- **PROMPT**
Single out the lines of the material that contain "index" and copy them.

- **DATASET SECTION**
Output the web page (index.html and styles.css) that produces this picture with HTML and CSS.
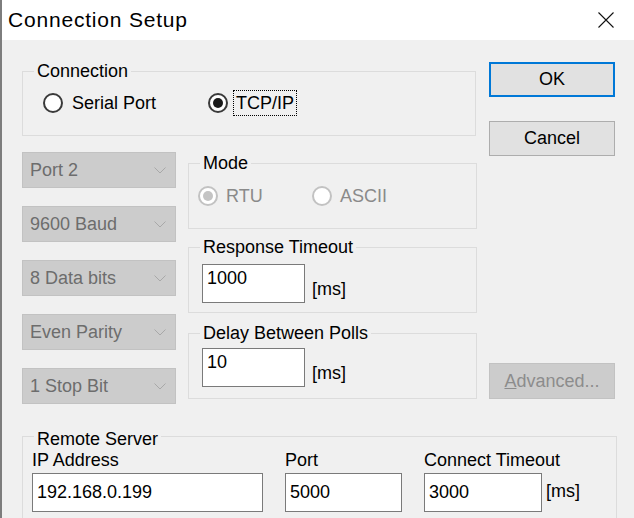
FILE: index.html
```html
<!DOCTYPE html>
<html lang="en">
<head>
    <meta charset="UTF-8">
    <meta name="viewport" content="width=device-width, initial-scale=1.0">
    <title>Connection Setup</title>
    <link rel="stylesheet" href="styles.css">
</head>
<body>
    <div class="window">
        <div class="titlebar">
            <span class="title">Connection Setup</span>
            <svg class="close" width="16" height="16" viewBox="0 0 16 16">
                <path d="M0.5 0.5L15.5 15.5M15.5 0.5L0.5 15.5" stroke="#111" stroke-width="1.1" fill="none"/>
            </svg>
        </div>

        <div class="dialog">
            <div class="main">
                <div class="left">
                    <fieldset class="group connection">
                        <legend>Connection</legend>
                        <div class="radio-row">
                            <label class="option serial"><span class="radio"></span>Serial Port</label>
                            <label class="option"><span class="radio checked"></span><span class="focus">TCP/IP</span></label>
                        </div>
                    </fieldset>

                    <div class="middle">
                        <div class="combos">
                            <div class="combo">Port 2 <svg class="chevron" width="12" height="7" viewBox="0 0 12 7"><polyline points="0.5,0.5 6,6 11.5,0.5" fill="none" stroke="#a8a8a8"/></svg></div>
                            <div class="combo">9600 Baud <svg class="chevron" width="12" height="7" viewBox="0 0 12 7"><polyline points="0.5,0.5 6,6 11.5,0.5" fill="none" stroke="#a8a8a8"/></svg></div>
                            <div class="combo">8 Data bits <svg class="chevron" width="12" height="7" viewBox="0 0 12 7"><polyline points="0.5,0.5 6,6 11.5,0.5" fill="none" stroke="#a8a8a8"/></svg></div>
                            <div class="combo">Even Parity <svg class="chevron" width="12" height="7" viewBox="0 0 12 7"><polyline points="0.5,0.5 6,6 11.5,0.5" fill="none" stroke="#a8a8a8"/></svg></div>
                            <div class="combo">1 Stop Bit <svg class="chevron" width="12" height="7" viewBox="0 0 12 7"><polyline points="0.5,0.5 6,6 11.5,0.5" fill="none" stroke="#a8a8a8"/></svg></div>
                        </div>

                        <div class="groups">
                            <fieldset class="group mode">
                                <legend>Mode</legend>
                                <div class="radio-row">
                                    <label class="option rtu disabled"><span class="radio dis-checked"></span>RTU</label>
                                    <label class="option disabled"><span class="radio dis"></span>ASCII</label>
                                </div>
                            </fieldset>

                            <fieldset class="group timeout">
                                <legend>Response Timeout</legend>
                                <div class="field-row">
                                    <input class="textbox short" type="text" value="1000">
                                    <span class="unit">[ms]</span>
                                </div>
                            </fieldset>

                            <fieldset class="group delay">
                                <legend>Delay Between Polls</legend>
                                <div class="field-row">
                                    <input class="textbox short" type="text" value="10">
                                    <span class="unit">[ms]</span>
                                </div>
                            </fieldset>
                        </div>
                    </div>
                </div>

                <div class="buttons">
                    <button class="btn default">OK</button>
                    <button class="btn cancel">Cancel</button>
                    <button class="btn advanced" disabled><u>A</u>dvanced...</button>
                </div>
            </div>

            <fieldset class="group remote">
                <legend>Remote Server</legend>
                <div class="server-row">
                    <div class="field ip">
                        <label>IP Address</label>
                        <input class="textbox" type="text" value="192.168.0.199">
                    </div>
                    <div class="field port">
                        <label>Port</label>
                        <input class="textbox" type="text" value="5000">
                    </div>
                    <div class="field conn">
                        <label>Connect Timeout</label>
                        <input class="textbox" type="text" value="3000">
                    </div>
                    <span class="unit remote-unit">[ms]</span>
                </div>
            </fieldset>
        </div>
    </div>
</body>
</html>
```

FILE: styles.css
```css
body {
    margin: 0;
    width: 634px;
    height: 518px;
    overflow: hidden;
    background-color: #f0f0f0;
    font-family: "Liberation Sans", Arial, sans-serif;
    font-size: 18px;
    color: #000;
}

.window {
    height: 518px;
    border-left: 2px solid #7d7d7d;
    box-sizing: border-box;
    overflow: hidden;
}

.titlebar {
    height: 40px;
    background-color: #fff;
    display: flex;
    align-items: center;
    justify-content: space-between;
    padding: 0 20px 0 6px;
}

.title {
    font-size: 21px;
    letter-spacing: 0.8px;
}

.close {
    display: block;
}

.dialog {
    padding: 0 17px 0 20px;
}

.main {
    display: flex;
}

.left {
    width: 455px;
    margin-top: 21px;
}

/* group boxes */
.group {
    border: 1px solid #dcdcdc;
    margin: 0;
    padding: 0;
    min-width: 0;
}

.group legend {
    padding: 0 3px;
    margin-left: 11px;
    line-height: 20px;
    white-space: nowrap;
}

.connection {
    width: 454px;
    box-sizing: border-box;
}

.radio-row {
    display: flex;
    align-items: center;
    height: 20px;
}

.connection .radio-row {
    padding: 12px 0 22px 20px;
}

.option {
    display: flex;
    align-items: center;
    line-height: 20px;
    white-space: nowrap;
}

.option.serial {
    width: 165px;
}

.radio {
    width: 20px;
    height: 20px;
    box-sizing: border-box;
    border-radius: 50%;
    border: 2px solid #3a3a3a;
    background-color: #fff;
    margin-right: 9px;
    position: relative;
}

.radio.checked::after {
    content: "";
    position: absolute;
    left: 3px;
    top: 3px;
    width: 10px;
    height: 10px;
    border-radius: 50%;
    background-color: #1a1a1a;
}

.radio.dis {
    border-color: #c2c2c2;
}

.radio.dis-checked {
    border-color: #c2c2c2;
}

.radio.dis-checked::after {
    content: "";
    position: absolute;
    left: 3px;
    top: 3px;
    width: 10px;
    height: 10px;
    border-radius: 50%;
    background-color: #c4c4c4;
}

.focus {
    border: 1px dotted #000;
    padding: 1px 2px;
    line-height: 22px;
    margin-left: -4px;
}

.disabled {
    color: #8a8a8a;
}

/* middle part */
.middle {
    display: flex;
    margin-top: 16px;
}

.combos {
    width: 154px;
    display: flex;
    flex-direction: column;
    gap: 18px;
}

.combo {
    height: 36px;
    box-sizing: border-box;
    background-color: #cccccc;
    border: 1px solid #c2c2c2;
    color: #6d6d6d;
    display: flex;
    align-items: center;
    justify-content: space-between;
    padding: 0 9px 0 7px;
    white-space: nowrap;
}

.chevron {
    display: block;
}

.groups {
    width: 289px;
    margin-left: 12px;
    margin-top: 1px;
}

.mode .radio-row {
    padding: 13px 0 22px 9px;
}

.option.rtu {
    width: 114px;
}

.mode .radio {
    margin-right: 8px;
}

.timeout {
    margin-top: 8px;
}

.timeout .field-row {
    padding: 7px 0 9px 13px;
}

.delay {
    margin-top: 10px;
}

.delay .field-row {
    padding: 5px 0 11px 13px;
}

.field-row {
    display: flex;
    align-items: flex-end;
}

.textbox {
    font: inherit;
    color: #000;
    background-color: #fff;
    border: 1px solid #7a7a7a;
    box-sizing: border-box;
    height: 39px;
    padding: 0 4px;
    margin: 0;
    outline: none;
}

.textbox.short {
    width: 103px;
    padding-bottom: 10px;
}

.unit {
    margin-left: 7px;
    margin-bottom: 4px;
    line-height: 20px;
    white-space: nowrap;
}

/* right buttons */
.buttons {
    width: 126px;
    margin-left: 12px;
    display: flex;
    flex-direction: column;
}

.btn {
    font: inherit;
    color: #000;
    width: 126px;
    height: 35px;
    box-sizing: border-box;
    background-color: #e1e1e1;
    border: 1px solid #adadad;
    padding: 0;
}

.btn.default {
    margin-top: 22px;
    border: 2px solid #0078d7;
}

.btn.cancel {
    margin-top: 24px;
}

.btn.advanced {
    margin-top: 207px;
    height: 36px;
    background-color: #cccccc;
    border-color: #c2c2c2;
    color: #8c8c8c;
}

/* remote server */
.remote {
    margin-top: 19px;
}

.remote legend {
    padding-top: 6px;
}

.server-row {
    display: flex;
    padding: 1px 0 8px 9px;
}

.field {
    display: flex;
    flex-direction: column;
}

.field label {
    line-height: 20px;
    margin-bottom: 3px;
    white-space: nowrap;
}

.field.ip {
    width: 231px;
}

.field.port {
    width: 117px;
    margin-left: 22px;
}

.field.conn {
    width: 118px;
    margin-left: 22px;
}

.field .textbox {
    width: 100%;
}

.remote-unit {
    align-self: flex-end;
    margin-left: 4px;
    margin-bottom: 11px;
}
```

- **REPLY TO THE EXERCISE**
Output the web page (index.html and styles.css) that produces this picture with HTML and CSS.
FILE: index.html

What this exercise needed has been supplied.